---------- DATA LINES ----------

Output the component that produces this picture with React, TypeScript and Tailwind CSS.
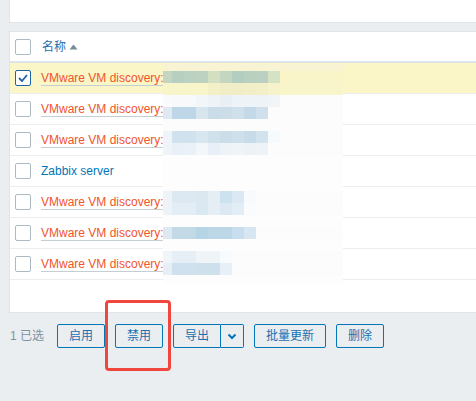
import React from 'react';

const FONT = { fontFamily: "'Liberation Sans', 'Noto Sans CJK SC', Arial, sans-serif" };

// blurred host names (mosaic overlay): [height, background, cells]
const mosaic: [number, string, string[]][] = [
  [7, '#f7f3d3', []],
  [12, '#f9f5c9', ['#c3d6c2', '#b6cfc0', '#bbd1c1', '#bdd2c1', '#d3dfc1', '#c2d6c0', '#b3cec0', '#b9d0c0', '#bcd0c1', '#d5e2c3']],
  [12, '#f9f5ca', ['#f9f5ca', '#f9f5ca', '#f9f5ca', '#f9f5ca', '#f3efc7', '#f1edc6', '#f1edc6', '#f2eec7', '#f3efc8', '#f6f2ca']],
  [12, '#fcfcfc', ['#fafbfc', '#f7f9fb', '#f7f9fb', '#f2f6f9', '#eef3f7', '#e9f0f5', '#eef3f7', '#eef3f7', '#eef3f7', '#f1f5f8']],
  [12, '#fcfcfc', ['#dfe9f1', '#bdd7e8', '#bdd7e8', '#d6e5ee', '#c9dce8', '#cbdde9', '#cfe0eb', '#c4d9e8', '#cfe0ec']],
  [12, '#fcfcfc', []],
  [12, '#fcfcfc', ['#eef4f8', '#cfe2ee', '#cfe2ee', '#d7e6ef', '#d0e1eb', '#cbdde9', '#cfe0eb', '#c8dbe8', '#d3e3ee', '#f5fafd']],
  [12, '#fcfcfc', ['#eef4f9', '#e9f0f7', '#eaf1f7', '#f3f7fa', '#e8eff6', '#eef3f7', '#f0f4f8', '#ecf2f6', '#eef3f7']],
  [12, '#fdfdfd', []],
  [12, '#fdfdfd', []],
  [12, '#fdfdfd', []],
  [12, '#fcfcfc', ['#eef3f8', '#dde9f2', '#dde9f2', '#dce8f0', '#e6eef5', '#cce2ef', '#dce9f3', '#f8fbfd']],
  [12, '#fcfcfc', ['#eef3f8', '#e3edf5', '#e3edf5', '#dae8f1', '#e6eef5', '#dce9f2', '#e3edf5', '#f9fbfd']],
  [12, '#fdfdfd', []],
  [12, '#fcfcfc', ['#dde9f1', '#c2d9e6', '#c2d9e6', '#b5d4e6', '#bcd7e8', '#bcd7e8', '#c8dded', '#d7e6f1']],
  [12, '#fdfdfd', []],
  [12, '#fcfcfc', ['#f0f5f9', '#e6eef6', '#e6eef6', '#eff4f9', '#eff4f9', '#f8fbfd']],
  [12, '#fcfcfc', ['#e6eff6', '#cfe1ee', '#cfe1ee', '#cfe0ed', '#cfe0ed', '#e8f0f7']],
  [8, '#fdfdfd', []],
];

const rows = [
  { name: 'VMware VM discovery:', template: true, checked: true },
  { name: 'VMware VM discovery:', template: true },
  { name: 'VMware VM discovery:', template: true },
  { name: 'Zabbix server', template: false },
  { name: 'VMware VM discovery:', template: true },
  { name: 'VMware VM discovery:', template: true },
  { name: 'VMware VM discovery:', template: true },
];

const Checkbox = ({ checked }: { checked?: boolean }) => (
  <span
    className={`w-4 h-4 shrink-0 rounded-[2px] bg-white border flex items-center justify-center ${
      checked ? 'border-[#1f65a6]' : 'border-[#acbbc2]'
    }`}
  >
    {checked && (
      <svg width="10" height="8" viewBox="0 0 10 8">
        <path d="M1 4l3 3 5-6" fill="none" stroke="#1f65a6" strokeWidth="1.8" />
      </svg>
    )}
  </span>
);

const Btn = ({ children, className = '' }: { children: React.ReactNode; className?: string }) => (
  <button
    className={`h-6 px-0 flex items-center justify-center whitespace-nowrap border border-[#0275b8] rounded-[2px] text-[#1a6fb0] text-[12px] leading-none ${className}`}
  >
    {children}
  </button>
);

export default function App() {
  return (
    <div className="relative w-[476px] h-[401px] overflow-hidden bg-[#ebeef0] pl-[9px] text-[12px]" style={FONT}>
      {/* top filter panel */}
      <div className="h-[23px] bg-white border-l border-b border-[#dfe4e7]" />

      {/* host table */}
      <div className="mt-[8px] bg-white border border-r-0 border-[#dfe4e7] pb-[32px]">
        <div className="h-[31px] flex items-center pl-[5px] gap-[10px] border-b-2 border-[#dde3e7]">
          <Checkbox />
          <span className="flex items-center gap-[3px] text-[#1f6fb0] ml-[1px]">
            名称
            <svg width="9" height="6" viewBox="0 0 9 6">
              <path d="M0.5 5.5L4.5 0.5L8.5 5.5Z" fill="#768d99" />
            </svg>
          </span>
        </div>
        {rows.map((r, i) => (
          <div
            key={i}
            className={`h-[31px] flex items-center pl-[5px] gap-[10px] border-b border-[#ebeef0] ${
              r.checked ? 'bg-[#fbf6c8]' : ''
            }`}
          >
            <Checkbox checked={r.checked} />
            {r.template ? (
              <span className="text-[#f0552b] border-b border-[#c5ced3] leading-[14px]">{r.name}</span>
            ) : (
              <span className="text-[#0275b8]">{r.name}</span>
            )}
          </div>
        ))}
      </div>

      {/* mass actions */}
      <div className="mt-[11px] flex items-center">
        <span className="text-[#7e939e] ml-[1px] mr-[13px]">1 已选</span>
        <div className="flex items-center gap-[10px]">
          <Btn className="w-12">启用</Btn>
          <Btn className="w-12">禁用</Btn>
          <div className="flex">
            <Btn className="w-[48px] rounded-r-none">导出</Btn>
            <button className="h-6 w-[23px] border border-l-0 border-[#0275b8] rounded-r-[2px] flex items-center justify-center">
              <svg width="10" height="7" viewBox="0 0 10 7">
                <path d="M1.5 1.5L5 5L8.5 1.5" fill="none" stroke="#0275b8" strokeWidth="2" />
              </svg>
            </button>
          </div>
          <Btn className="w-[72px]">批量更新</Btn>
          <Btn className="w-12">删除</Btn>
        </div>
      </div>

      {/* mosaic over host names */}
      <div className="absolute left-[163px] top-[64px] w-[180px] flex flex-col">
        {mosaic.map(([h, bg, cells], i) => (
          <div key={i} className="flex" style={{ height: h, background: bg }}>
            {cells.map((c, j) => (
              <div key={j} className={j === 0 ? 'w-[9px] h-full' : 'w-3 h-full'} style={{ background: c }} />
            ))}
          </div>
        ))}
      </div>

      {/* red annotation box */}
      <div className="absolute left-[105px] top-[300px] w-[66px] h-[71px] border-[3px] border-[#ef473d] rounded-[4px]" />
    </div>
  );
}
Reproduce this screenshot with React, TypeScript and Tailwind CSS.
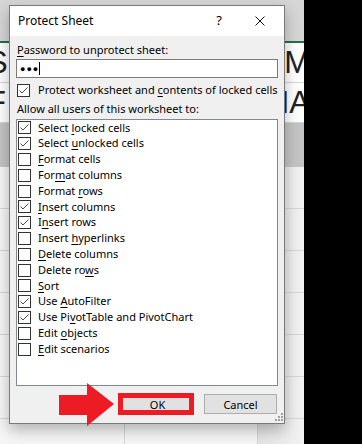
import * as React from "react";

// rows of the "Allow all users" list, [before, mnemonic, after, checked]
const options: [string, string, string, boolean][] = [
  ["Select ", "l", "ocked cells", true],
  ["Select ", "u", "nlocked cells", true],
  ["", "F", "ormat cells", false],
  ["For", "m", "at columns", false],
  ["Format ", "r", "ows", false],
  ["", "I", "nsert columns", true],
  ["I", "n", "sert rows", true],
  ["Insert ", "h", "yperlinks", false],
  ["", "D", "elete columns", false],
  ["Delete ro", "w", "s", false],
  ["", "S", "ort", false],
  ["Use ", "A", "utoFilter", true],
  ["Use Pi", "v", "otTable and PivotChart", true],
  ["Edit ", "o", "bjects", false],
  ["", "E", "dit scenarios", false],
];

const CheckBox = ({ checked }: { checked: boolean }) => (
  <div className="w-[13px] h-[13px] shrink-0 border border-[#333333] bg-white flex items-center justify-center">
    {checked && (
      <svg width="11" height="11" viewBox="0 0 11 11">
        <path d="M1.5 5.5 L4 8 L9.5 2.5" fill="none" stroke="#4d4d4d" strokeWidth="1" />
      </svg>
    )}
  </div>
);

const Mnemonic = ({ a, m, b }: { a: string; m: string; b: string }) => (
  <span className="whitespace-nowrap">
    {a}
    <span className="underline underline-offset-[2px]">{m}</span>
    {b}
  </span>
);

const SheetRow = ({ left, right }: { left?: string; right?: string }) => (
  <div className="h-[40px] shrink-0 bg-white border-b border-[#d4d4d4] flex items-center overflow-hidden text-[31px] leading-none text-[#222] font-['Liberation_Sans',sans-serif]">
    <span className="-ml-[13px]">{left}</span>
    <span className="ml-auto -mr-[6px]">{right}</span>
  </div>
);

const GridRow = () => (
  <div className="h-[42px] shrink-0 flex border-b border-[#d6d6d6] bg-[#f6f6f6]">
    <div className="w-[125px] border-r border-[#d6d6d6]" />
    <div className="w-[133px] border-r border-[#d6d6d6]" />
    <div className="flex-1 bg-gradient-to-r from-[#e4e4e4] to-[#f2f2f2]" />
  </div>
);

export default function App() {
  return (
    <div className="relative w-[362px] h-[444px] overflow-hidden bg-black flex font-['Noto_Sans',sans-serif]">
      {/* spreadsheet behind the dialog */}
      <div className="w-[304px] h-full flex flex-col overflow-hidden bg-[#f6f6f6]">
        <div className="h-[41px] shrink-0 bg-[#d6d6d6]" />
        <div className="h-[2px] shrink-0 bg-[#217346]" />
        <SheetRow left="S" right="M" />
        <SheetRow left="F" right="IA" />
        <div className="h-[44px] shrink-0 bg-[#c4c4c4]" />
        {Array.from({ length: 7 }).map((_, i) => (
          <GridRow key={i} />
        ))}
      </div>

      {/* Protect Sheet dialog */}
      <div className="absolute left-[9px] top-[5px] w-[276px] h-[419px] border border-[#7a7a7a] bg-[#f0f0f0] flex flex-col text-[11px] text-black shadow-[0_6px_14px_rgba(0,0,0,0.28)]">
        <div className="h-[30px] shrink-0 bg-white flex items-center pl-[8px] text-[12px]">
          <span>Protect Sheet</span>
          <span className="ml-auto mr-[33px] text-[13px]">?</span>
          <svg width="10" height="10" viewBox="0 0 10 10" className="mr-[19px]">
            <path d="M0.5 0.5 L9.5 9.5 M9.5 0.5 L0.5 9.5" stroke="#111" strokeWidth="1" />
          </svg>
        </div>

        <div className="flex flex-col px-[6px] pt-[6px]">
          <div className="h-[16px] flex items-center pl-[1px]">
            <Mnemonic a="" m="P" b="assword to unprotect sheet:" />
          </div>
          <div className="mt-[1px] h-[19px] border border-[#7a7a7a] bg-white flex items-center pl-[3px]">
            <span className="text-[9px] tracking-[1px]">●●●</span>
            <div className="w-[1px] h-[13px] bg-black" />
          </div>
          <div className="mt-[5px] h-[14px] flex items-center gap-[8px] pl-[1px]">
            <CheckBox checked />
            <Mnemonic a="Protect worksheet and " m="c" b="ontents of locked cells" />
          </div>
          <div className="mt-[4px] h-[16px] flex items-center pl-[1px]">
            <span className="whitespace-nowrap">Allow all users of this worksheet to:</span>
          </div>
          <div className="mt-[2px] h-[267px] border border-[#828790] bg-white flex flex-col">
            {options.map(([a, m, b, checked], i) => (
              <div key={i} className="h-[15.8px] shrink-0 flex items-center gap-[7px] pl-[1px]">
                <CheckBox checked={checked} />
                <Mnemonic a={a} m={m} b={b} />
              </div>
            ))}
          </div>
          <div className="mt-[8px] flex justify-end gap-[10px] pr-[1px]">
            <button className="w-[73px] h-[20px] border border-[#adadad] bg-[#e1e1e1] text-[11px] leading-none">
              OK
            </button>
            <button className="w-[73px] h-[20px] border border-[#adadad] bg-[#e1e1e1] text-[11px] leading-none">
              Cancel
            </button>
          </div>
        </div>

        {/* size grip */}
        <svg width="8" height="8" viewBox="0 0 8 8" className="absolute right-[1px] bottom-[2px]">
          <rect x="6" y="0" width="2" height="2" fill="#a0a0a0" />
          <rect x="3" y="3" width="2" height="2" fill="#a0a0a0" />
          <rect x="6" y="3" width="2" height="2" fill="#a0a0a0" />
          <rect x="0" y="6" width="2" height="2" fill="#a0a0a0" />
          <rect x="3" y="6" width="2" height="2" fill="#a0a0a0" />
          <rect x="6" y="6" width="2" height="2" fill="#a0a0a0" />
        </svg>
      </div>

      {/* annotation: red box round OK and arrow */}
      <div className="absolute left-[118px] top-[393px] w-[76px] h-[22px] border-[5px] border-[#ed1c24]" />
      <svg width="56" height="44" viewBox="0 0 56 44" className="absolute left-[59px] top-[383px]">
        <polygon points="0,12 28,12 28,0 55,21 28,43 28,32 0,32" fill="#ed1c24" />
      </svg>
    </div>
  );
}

----------

* **GOAL OF THE EXERCISE**
Include both the line containing "Reproduce this screenshot" and the line containing "import * as" when you write out everything between them, exactly. Leave the pictures out.

* **RESULT OF THE TASK**
Reproduce this screenshot with React, TypeScript and Tailwind CSS.
import * as React from "react";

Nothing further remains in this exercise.